July 1, 2020

Stabilising the Sahel. The Role of International Military Operations

Reuters / Joe Penney / Scanpix
Boys play on the roof of the entance to a football stadium in Gao, February 2013.
Boys play on the roof of the entance to a football stadium in Gao, February 2013.

The key question of this analysis is whether EU and/or NATO allies, including Estonia, would be willing and able to continue to support international efforts in Sahel (including military operations and missions – MINUSMA, EUTM and Barkhane), in particular following the Covid-19 pandemic. It is addressed to civilian and military decision makers and experts, especially in the countries that contribute to international military operations and missions in the Sahel.

Mali and the other G5 Sahel countries (Chad, Niger, Burkina Faso and Mauritania) are politically and economically weak. They suffer from poverty, corruption and unsustainable demographic growth, aggravated by degrading environmental and agricultural conditions. Persistent Islamic terrorism hinders their political stability, threatening widespread chaos and their economic development.

Western military and security aid, and economic, educational and other forms of support are absolutely necessary to stabilise the security situation if the G5 Sahel countries are to be prevented from collapse. European nations, particularly France and its partners, have interests in Sahel related to the fight against terrorism, promoting development and preventing mass migration, as well as making use of rich natural resources. Africa, including Sahel, has become again a theatre of great power competition in which also China and Russia are engaged.

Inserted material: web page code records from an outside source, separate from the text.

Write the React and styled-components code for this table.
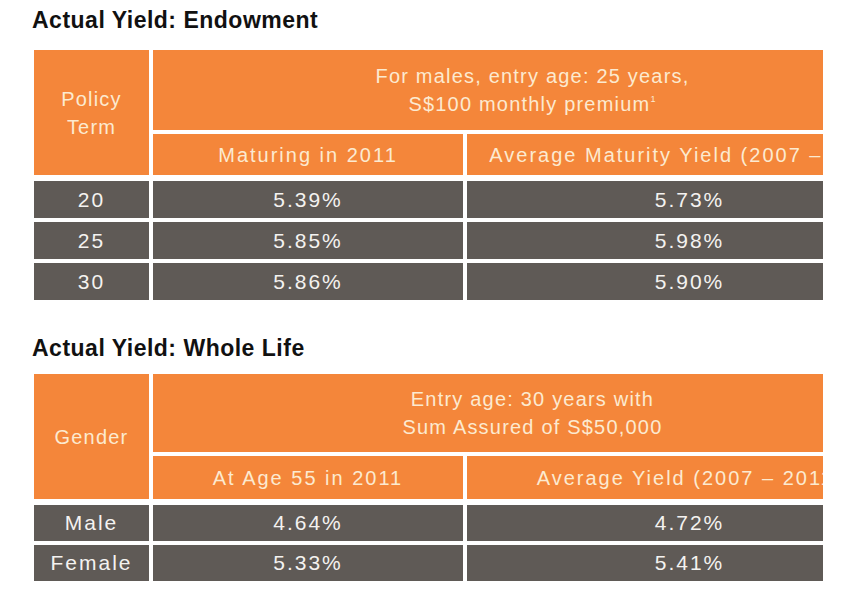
import React from 'react'
import styled, { createGlobalStyle } from 'styled-components'

const GlobalStyle = createGlobalStyle`
  html, body {
    margin: 0;
    padding: 0;
    background: #ffffff;
  }
`

const Page = styled.div`
  width: 855px;
  height: 615px;
  padding: 7px 0 0 34px;
  box-sizing: border-box;
  font-family: "Liberation Sans", Arial, sans-serif;
`

const Title = styled.h2`
  margin: ${p => p.$top || 0}px 0 ${p => p.$bottom || 0}px -2px;
  font-size: 23px;
  line-height: 26px;
  font-weight: bold;
  color: #111;
  letter-spacing: 0.5px;
`

const Clip = styled.div`
  width: 789px;
  overflow: hidden;
`

const Grid = styled.div`
  display: grid;
  width: 878px;
  grid-template-columns: 115px 310px 445px;
  grid-template-rows: ${p => p.$rows};
  column-gap: 4px;
  row-gap: 4px;
  background: #ffffff;
`

const HeadCell = styled.div`
  background: #f4863a;
  color: #fcead0;
  display: flex;
  align-items: center;
  justify-content: center;
  text-align: center;
  font-size: 20px;
  line-height: 28px;
  letter-spacing: ${p => (p.$wide ? 2 : 1.2)}px;
  white-space: nowrap;
  grid-column: ${p => p.$col || 'auto'};
  grid-row: ${p => p.$row || 'auto'};
  margin-bottom: ${p => p.$gapBelow || 0}px;
`

const DataCell = styled.div`
  background: #5f5a56;
  color: #f4f2f0;
  display: flex;
  align-items: center;
  justify-content: center;
  font-size: 21px;
  letter-spacing: 2px;
`

const Sup = styled.sup`
  font-size: 9px;
  vertical-align: 9px;
  line-height: 0;
`

function YieldTable({ rows, sideLabel, topLabel, sub1, sub2, data }) {
  return (
    <Clip>
      <Grid $rows={rows}>
        <HeadCell $col="1" $row="1 / span 2" $gapBelow={2}>{sideLabel}</HeadCell>
        <HeadCell $col="2 / span 2" $row="1">{topLabel}</HeadCell>
        <HeadCell $col="2" $row="2" $gapBelow={2} $wide>{sub1}</HeadCell>
        <HeadCell $col="3" $row="2" $gapBelow={2} $wide>{sub2}</HeadCell>
        {data.map(r => (
          <React.Fragment key={r[0]}>
            <DataCell>{r[0]}</DataCell>
            <DataCell>{r[1]}</DataCell>
            <DataCell>{r[2]}</DataCell>
          </React.Fragment>
        ))}
      </Grid>
    </Clip>
  )
}

export default function App() {
  return (
    <Page>
      <GlobalStyle />
      <Title $bottom={17}>Actual Yield: Endowment</Title>
      <YieldTable
        rows="80px 43px 37px 37px 37px"
        sideLabel={<span>Policy<br />Term</span>}
        topLabel={<span>For males, entry age: 25 years,<br />S$100 monthly premium<Sup>1</Sup></span>}
        sub1="Maturing in 2011"
        sub2="Average Maturity Yield (2007 – 2011)"
        data={[
          ['20', '5.39%', '5.73%'],
          ['25', '5.85%', '5.98%'],
          ['30', '5.86%', '5.90%'],
        ]}
      />
      <Title $top={35} $bottom={13}>Actual Yield: Whole Life</Title>
      <YieldTable
        rows="78px 45px 36px 36px"
        sideLabel="Gender"
        topLabel={<span>Entry age: 30 years with<br />Sum Assured of S$50,000</span>}
        sub1="At Age 55 in 2011"
        sub2="Average Yield (2007 – 2011)"
        data={[
          ['Male', '4.64%', '4.72%'],
          ['Female', '5.33%', '5.41%'],
        ]}
      />
    </Page>
  )
}
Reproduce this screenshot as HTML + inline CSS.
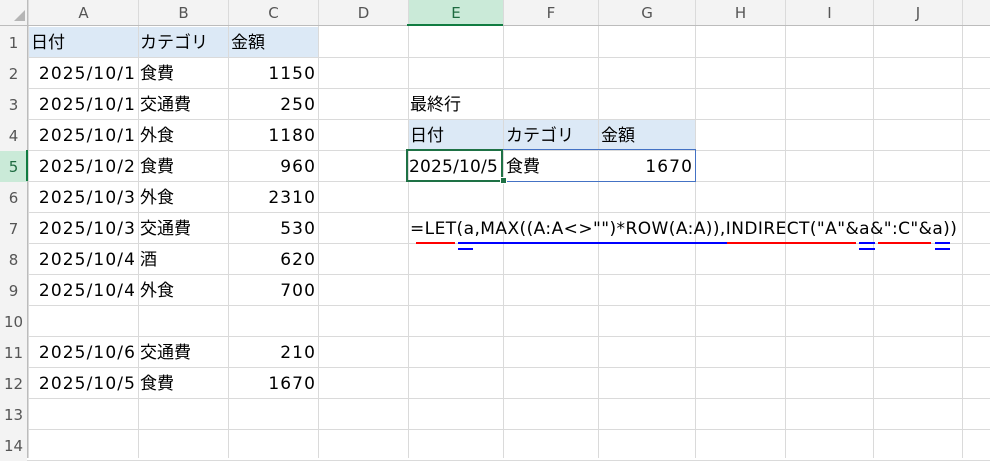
<!DOCTYPE html>
<html><head><meta charset="utf-8"><style>
body{margin:0;width:990px;height:458px;overflow:hidden;background:#fff;font-family:"DejaVu Sans","Noto Sans CJK JP",sans-serif;position:relative}
.a{position:absolute;white-space:nowrap}
.vl{position:absolute;top:0;width:1px;height:458px;background:#dadada}
.hl{position:absolute;left:0;height:1px;width:990px;background:#dadada}
.ch{position:absolute;top:0;height:25px;line-height:26px;text-align:center;font-size:15px;color:#555;background:#f3f3f3}
.rh{position:absolute;left:0;width:27px;text-align:center;font-size:15px;color:#555;background:#f3f3f3;height:31px;line-height:33px}
.t{position:absolute;font-size:17px;color:#000;height:31px;line-height:34px;white-space:nowrap}
.d{letter-spacing:1.1px}
.r{text-align:right}
.u{position:absolute;height:2px}
</style></head><body>
<div class="a" style="left:0;top:0;width:990px;height:26px;background:#f3f3f3"></div>
<div class="a" style="left:0;top:0;width:28px;height:458px;background:#f3f3f3"></div>
<div class="a" style="left:28px;top:27px;width:290px;height:30px;background:#dce9f6"></div>
<div class="a" style="left:408px;top:120px;width:287px;height:30px;background:#dce9f6"></div>
<div class="a" style="left:408px;top:0;width:95px;height:25px;background:#caead8"></div>
<div class="a" style="left:0;top:151px;width:27px;height:30px;background:#caead8"></div>
<script>
var xs=[28,138,228,318,408,503,598,695,785,873,962];
var L="ABCDEFGHIJ";
var h="";
for(var i=0;i<xs.length;i++){h+='<div class="vl" style="left:'+xs[i]+'px"></div>';}
for(var i=0;i<10;i++){h+='<div class="ch" style="left:'+(xs[i]+1)+'px;width:'+(xs[i+1]-xs[i]-1)+'px;'+(i==4?'background:#caead8;color:#1e6b41':'')+'">'+L[i]+'</div>';}
h+='<div class="ch" style="left:963px;width:27px"></div>';
for(var r=0;r<14;r++){var y=26+31*r;h+='<div class="hl" style="top:'+(y+31)+'px"></div>';
h+='<div class="rh" style="top:'+(y+1)+'px;'+(r==4?'background:#caead8;color:#1e6b41':'')+'">'+(r+1)+'</div>';}
document.write(h);
</script>
<div class="a" style="left:0;top:25px;width:990px;height:1px;background:#bcbcbc"></div>
<div class="a" style="left:27px;top:0;width:1px;height:458px;background:#bcbcbc"></div>
<div class="a" style="left:407px;top:24px;width:96px;height:2px;background:#107c41"></div>
<div class="a" style="left:26px;top:150px;width:2px;height:31px;background:#107c41"></div>

<div class="t" style="left:31px;top:26px">日付</div><div class="t" style="left:140px;top:26px">カテゴリ</div><div class="t" style="left:231px;top:26px">金額</div>
<div class="t r d" style="left:28px;width:108px;top:57px">2025/10/1</div><div class="t" style="left:140px;top:57px">食費</div><div class="t r d" style="left:228px;width:88px;top:57px">1150</div>
<div class="t r d" style="left:28px;width:108px;top:88px">2025/10/1</div><div class="t" style="left:140px;top:88px">交通費</div><div class="t r d" style="left:228px;width:88px;top:88px">250</div>
<div class="t r d" style="left:28px;width:108px;top:119px">2025/10/1</div><div class="t" style="left:140px;top:119px">外食</div><div class="t r d" style="left:228px;width:88px;top:119px">1180</div>
<div class="t r d" style="left:28px;width:108px;top:150px">2025/10/2</div><div class="t" style="left:140px;top:150px">食費</div><div class="t r d" style="left:228px;width:88px;top:150px">960</div>
<div class="t r d" style="left:28px;width:108px;top:181px">2025/10/3</div><div class="t" style="left:140px;top:181px">外食</div><div class="t r d" style="left:228px;width:88px;top:181px">2310</div>
<div class="t r d" style="left:28px;width:108px;top:212px">2025/10/3</div><div class="t" style="left:140px;top:212px">交通費</div><div class="t r d" style="left:228px;width:88px;top:212px">530</div>
<div class="t r d" style="left:28px;width:108px;top:243px">2025/10/4</div><div class="t" style="left:140px;top:243px">酒</div><div class="t r d" style="left:228px;width:88px;top:243px">620</div>
<div class="t r d" style="left:28px;width:108px;top:274px">2025/10/4</div><div class="t" style="left:140px;top:274px">外食</div><div class="t r d" style="left:228px;width:88px;top:274px">700</div>
<div class="t r d" style="left:28px;width:108px;top:336px">2025/10/6</div><div class="t" style="left:140px;top:336px">交通費</div><div class="t r d" style="left:228px;width:88px;top:336px">210</div>
<div class="t r d" style="left:28px;width:108px;top:367px">2025/10/5</div><div class="t" style="left:140px;top:367px">食費</div><div class="t r d" style="left:228px;width:88px;top:367px">1670</div>

<div class="t" style="left:410px;top:88px">最終行</div>
<div class="t" style="left:410px;top:119px">日付</div><div class="t" style="left:506px;top:119px">カテゴリ</div><div class="t" style="left:601px;top:119px">金額</div>
<div class="a" style="left:407px;top:149px;width:287px;height:31px;border:1px solid #4472c4"></div>
<div class="a" style="left:406px;top:149px;width:93px;height:29px;border:2px solid #1e7145"></div>
<div class="a" style="left:500px;top:177px;width:5px;height:5px;background:#1e7145;border:1px solid #fff"></div>
<div class="t" style="left:409px;top:150px;letter-spacing:0.2px">2025/10/5</div><div class="t" style="left:506px;top:150px">食費</div><div class="t r d" style="left:598px;width:95px;top:150px">1670</div>
<div class="t" style="left:410px;top:212px;letter-spacing:0.43px">=LET(a,MAX((A:A&lt;&gt;"")*ROW(A:A)),INDIRECT("A"&amp;a&amp;":C"&amp;a))</div>
<div class="u" style="left:416px;top:242px;width:39px;background:#f00"></div>
<div class="u" style="left:458px;top:242px;width:269px;background:#00f"></div>
<div class="u" style="left:458px;top:248px;width:15px;background:#00f"></div>
<div class="u" style="left:727px;top:242px;width:129px;background:#f00"></div>
<div class="u" style="left:859px;top:242px;width:16px;background:#00f"></div>
<div class="u" style="left:859px;top:248px;width:16px;background:#00f"></div>
<div class="u" style="left:878px;top:242px;width:53px;background:#f00"></div>
<div class="u" style="left:935px;top:242px;width:15px;background:#00f"></div>
<div class="u" style="left:935px;top:248px;width:15px;background:#00f"></div>
<div class="a" style="left:14px;top:10px;width:0;height:0;border-left:11px solid transparent;border-bottom:11px solid #b5b5b5"></div>
</body></html>
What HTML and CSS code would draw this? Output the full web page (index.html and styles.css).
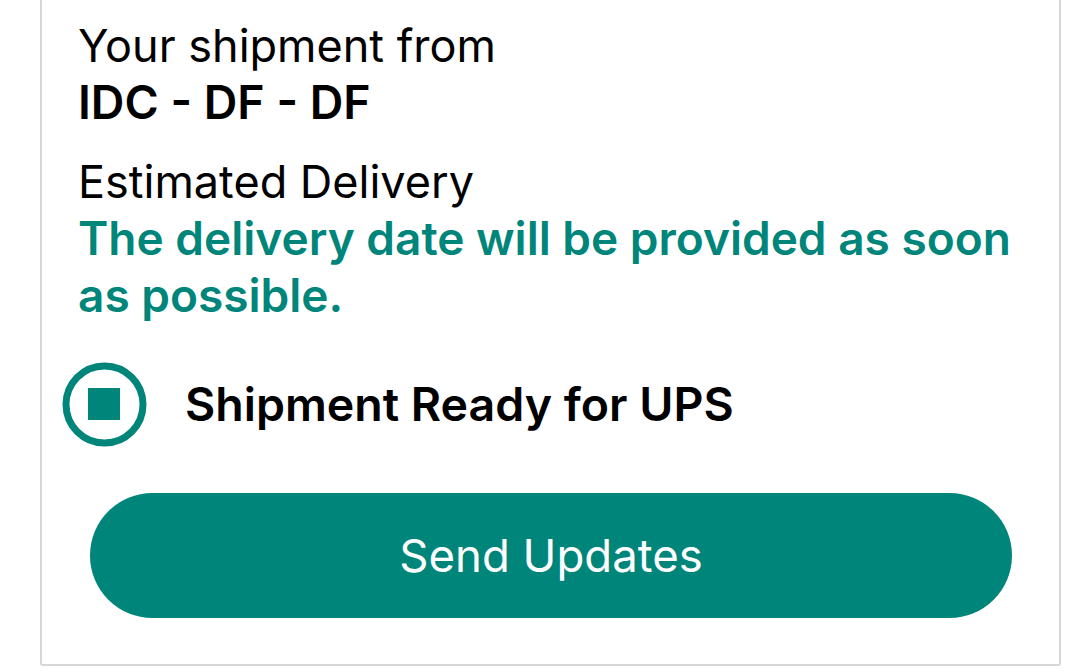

The first chapter of this analysis provides an overview of the general situation in the Sahel, with a focus on Mali, and outlines the main regional challenges and threats. The second and third chapters describe the various multinational operations that are currently being conducted by the EU and the UN, and those led by France, and outline where and how Estonia participates. The fourth chapter briefly assesses the potential impact of the Coivd-19 pandemic. The conclusions chapter considers the prospects for the expansion of international military operations in and around Mali.

Some takeaways:

  • In 2013, Mali was saved by France and African neighbours from total collapse and a likely Afghanistan/Taliban scenario. The ‘Talibanisation’ of the region is not just a theoretical scenario, but nearly inevitable if the West fails to provide sufficient support.
  • International missions and operations do need to be strengthened in order to break the basis of the terrorists’ resilience, especially the support of marginalised communities (e.g. in the tri-border area of Mali, Niger and Burkina Faso, the Liptako region, where a new very capable task force Takuba will be deployed).
  • In responding militarily to the security situation, Western and local actors are addressing the symptoms, but not the root causes of the region’s problems. The Sahel countries need, first of all, humanitarian aid and support for developing their economies.
  • The Sahel may face, in the long run, the risk of being abandoned because of terrorist resilience and little progress in providing security, international fatigue and other reasons (including the spread of pandemics, such as Covid-19).